Meet Your New Volunteer Leaders: Results of the 2014 SfN Election
The Society for Neuroscience congratulates its newly elected officers and councilors. Chosen by members using an independent online monitoring company, the incoming council members begin their terms at Neuroscience 2014 in Washington, DC.
The membership elected Hollis Cline as the incoming president-elect, Michael Stryker as the incoming treasurer-elect, and Gina Turrigiano as the incoming secretary-elect. The elected incoming councilors are Barry Everitt and Catherine Woolley.
Hollis Cline is the Hahn Professor of Neuroscience in the departments of Molecular and Cellular Neuroscience, and Chemical Physiology at The Scripps Research Institute in La Jolla, Calif. Her participation at SfN has included serving on Council as a councilor and secretary and chairing the Committee on Committees. She was also a member of the recent Editor-in-Chief Search Committee, the Program Committee, and the NGA/SEA and Young Investigator Award selection committees. Cline’s research focuses on the role of experience-dependent mechanisms in controlling the development, function, and plasticity of the brain circuits, and how circuit development and function become disrupted in neurodevelopmental disorders.
Michael Stryker is the William Francis Ganong Professor of Physiology and professor of biomedical engineering and therapeutic sciences at University of California, San Francisco. At SfN, he has served as a councilor and a member of the Information Technology Committee, Finance Committee, and the Donald B. Lindsley Prize Selection Committee. Stryker’s work focuses on the critical period of the visual cortex when abnormal visual experience produces dramatic plasticity. His present research focuses on the neural circuits that regulate cortical state and their roles in adult brain plasticity and encompasses mathematical models that show how activity-dependent processes can account for the richness and precision of cortical organization.
Gina Turrigiano is a professor of biology at the Volen National Center for Complex Systems and National Center for Behavioral Genomics at Brandeis University in Waltham, Mass. Her participation with SfN has included service as a councilor, a member of the Program Committee and Young Investigator Award Selection Committee, and associate editor for The Journal of Neuroscience. Turrigiano’s lab has pioneered the study of homeostatic synaptic plasticity mechanisms in the mammalian central nervous system and recently has been studying how these plasticity mechanisms cooperate in real cortical microcircuits to stabilize firing and allow the experience-dependent refinement of cortical circuitry.

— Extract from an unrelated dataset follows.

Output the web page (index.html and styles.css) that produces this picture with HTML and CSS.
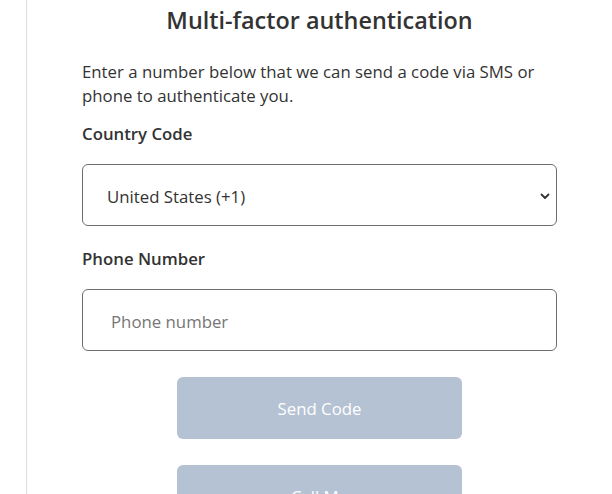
FILE: index.html
```html
<!DOCTYPE html>
<html lang="en">
<head>
  <meta charset="UTF-8" />
  <meta name="viewport" content="width=device-width, initial-scale=1.0"/>
  <title>Multi-factor authentication</title>
  <link rel="stylesheet" href="styles.css">
</head>
<body>
  <div class="mfa-page">
    <div class="mfa-container">
      <h2>Multi-factor authentication</h2>
      <p class="intro">Enter a number below that we can send a code via SMS or phone to authenticate you.</p>
      <form id="mfaForm">
        <label for="country">Country Code</label>
        <div class="select-wrap">
          <select id="country">
            <option>United States (+1)</option>
          </select>
          <svg class="chevron" width="10" height="7" viewBox="0 0 10 7">
            <path d="M1.5 1.5 L5 5 L8.5 1.5" fill="none" stroke="#333" stroke-width="1.8" stroke-linecap="round" stroke-linejoin="round"/>
          </svg>
        </div>
        <label for="phone">Phone Number</label>
        <input id="phone" type="tel" placeholder="Phone number" />
        <div class="actions">
          <button type="submit" disabled>Send Code</button>
          <button type="button" disabled>Call Me</button>
        </div>
      </form>
    </div>
  </div>
</body>
</html>
```

FILE: styles.css
```css
body {
  margin: 0;
  padding: 0;
  font-family: "Open Sans", "Noto Sans", sans-serif;
  color: #333;
  background: white;
  overflow: hidden;
}

.mfa-page {
  margin-left: 26px;
  border-left: 1px solid #dedede;
  min-height: 100vh;
}

.mfa-container {
  width: 475px;
  margin: 0 auto;
  padding-top: 5px;
}

.mfa-container h2 {
  text-align: center;
  font-size: 23.4px;
  font-weight: 600;
  line-height: 30px;
  margin: 0 0 25px;
  color: #333;
}

.intro {
  font-size: 16.8px;
  line-height: 24px;
  margin: 0 0 14px;
}

form {
  display: flex;
  flex-direction: column;
}

label {
  font-size: 16.8px;
  font-weight: 600;
  line-height: 24px;
}

.select-wrap {
  position: relative;
  margin: 18px 0 21px;
}

select,
input {
  width: 100%;
  height: 62px;
  box-sizing: border-box;
  border: 1px solid #6e6e6e;
  border-radius: 6px;
  font-family: inherit;
  font-size: 16.8px;
  color: #333;
  background: white;
}

select {
  appearance: none;
  padding: 3px 24px 0;
}

.chevron {
  position: absolute;
  right: 7px;
  top: 29px;
}

input {
  margin: 18px 0 26px;
  padding: 2px 28px 0;
}

input::placeholder {
  color: #767676;
}

.actions {
  display: flex;
  flex-direction: column;
  align-items: center;
  gap: 26px;
}

.actions button {
  width: 285px;
  height: 62px;
  border: none;
  border-radius: 6px;
  background-color: #b5c2d3;
  color: white;
  font-family: inherit;
  font-size: 16.8px;
  padding: 0;
}
```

Barry Everitt is the director of research and professor of behavioral neuroscience in the Department of Psychology as well as provost of the Gates Cambridge Trust at the University of Cambridge. At SfN, he has chaired the Program Committee and the Jacob P. Waletzky Award Selection Committee, and he has served as member of the Editor-in-Chief Search Committee, Committee on Committees, and Scientific Publications Committee. Everitt’s research focuses on the general area of behavioral neuroscience and is concerned with investigating the corticostriatal mechanisms of motivation, learning, and memory, especially in the context of drug addiction.
Catherine Woolley is the William Deering Professor in the Department of Neurobiology at Northwestern University in Evanston, Ill. She was as a member of the former Education Committee and served as an associate editor of The Journal of Neuroscience. Presently, she serves as a reviewing editor. Woolley’s research focuses on steroid regulation of synaptic structure and function, and sex differences in mechanisms of synaptic modulation. Most of her work has been on estrogen actions in the hippocampus.